Line Editing: The Art of Prose
What It Is
Line editing focuses on how you write, not what you write. A line editor improves your prose at the sentence and paragraph level, addressing:
- Clarity and flow
- Word choice and vocabulary
- Sentence structure and variation
- Voice and tone consistency
- Overwriting and redundancy
- Showing versus telling
- Dialogue effectiveness
- Pacing at the scene level
What You Get
A line edit typically includes:
- Track-changes edits throughout the manuscript
- Comments explaining changes and teaching patterns
- Sometimes a brief editorial letter summarizing patterns
When You Need It
Consider line editing when:
- Your structure is solid but your prose feels flat or inconsistent
- You want to elevate your writing to a professional level
- Beta readers enjoy the story but note the writing needs polish
- You’re self-publishing and want prose quality comparable to traditional publishing
What It Costs
Line editing typically runs $1,500-$4,000 for a full manuscript, or $0.02-$0.05 per word. It’s less expensive than developmental editing because it doesn’t require reimagining the entire story.
What It Doesn’t Do
Line editing doesn’t catch every typo or grammatical error—that’s copyediting. It also doesn’t address major structural problems; those should be resolved first.
The Editing That Comes After
Copyediting
Copyediting addresses correctness: grammar, spelling, punctuation, consistency (is it “grey” or “gray” throughout?), and factual errors. A copyeditor creates a cleaner, more polished manuscript but doesn’t change your style or story.
Cost: $500-$2,000 for a full manuscript.
Proofreading
Proofreading is the final polish—catching the typos and formatting errors that survived all previous stages. It’s done on a nearly final manuscript, often after typesetting.
Cost: $300-$800 for a full manuscript.
Which Edit First?
The order matters. You wouldn’t wallpaper a room before building the walls. Similarly:
- Developmental editing first: Get the structure right
- Line editing second: Polish the prose
- Copyediting third: Ensure correctness
- Proofreading last: Catch final errors
Paying for line editing before developmental editing wastes money—you’ll rewrite the sentences the line editor polished. Copyediting before structure is settled means paying to fix text you might delete.
Self-Assessment: What Does Your Manuscript Need?
Ask yourself these questions:
Do beta readers finish the book? If they stop mid-way, you likely have pacing or engagement problems—developmental issues.
Do beta readers understand what happened? Confusion suggests structural problems.
Do beta readers like the story but not the writing? That’s a line editing issue.
Is this your first novel? First novels often benefit from developmental feedback.
Have you already done substantial revisions?
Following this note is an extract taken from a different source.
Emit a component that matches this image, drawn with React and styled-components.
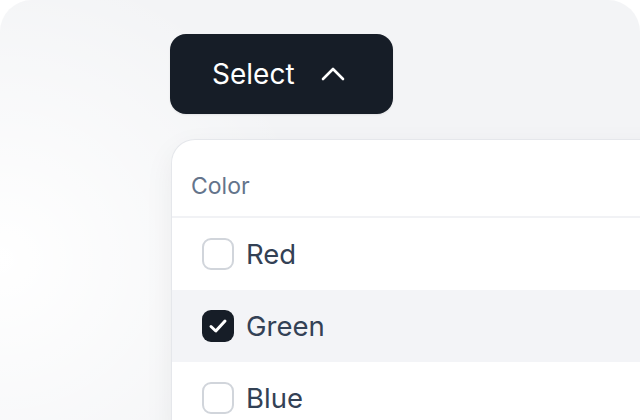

If you’ve addressed structure through multiple drafts, you might be ready for line editing.
Finding the Right Editor
For Developmental Editing
Look for editors who:
- Have experience in your genre
- Can articulate what makes stories work
- Provide sample editorial letters
- Have testimonials from authors whose work improved
For Line Editing
Look for editors who:
- Can demonstrate strong prose sensibilities
- Understand your genre’s conventions
- Provide sample edits so you can assess their approach
- Respect voice while improving clarity
Red Flags for Any Editor
- No sample edits or testimonials
- Prices significantly below market rate (quality editing takes time)
- Promises to “make your book a bestseller”
- No experience in fiction editing
- Unwillingness to discuss their process
The Budget Reality
Not everyone can afford comprehensive editing. If budget is limited:
For traditional publishing: Focus on developmental editing. Agents and publishers will handle copyediting and proofreading. Your job is making the story as strong as possible.
For self-publishing: Prioritize line editing and copyediting. Readers notice bad prose and errors more than structural issues (assuming your story is basically sound).
On a tight budget: Consider manuscript assessments (shorter, cheaper developmental feedback), beta readers and critique partners, or editorial workshops where you learn to self-edit.
The Investment Perspective
Editing costs money. So does a bad book. Premature querying wastes opportunities. Self-publishing an unedited manuscript earns bad reviews that follow you forever.
Think of editing as investment, not expense. The question isn’t “can I afford editing?” but “can I afford to skip it?”
The right editing at the right time transforms manuscripts. Understanding what you need is the first step toward getting it.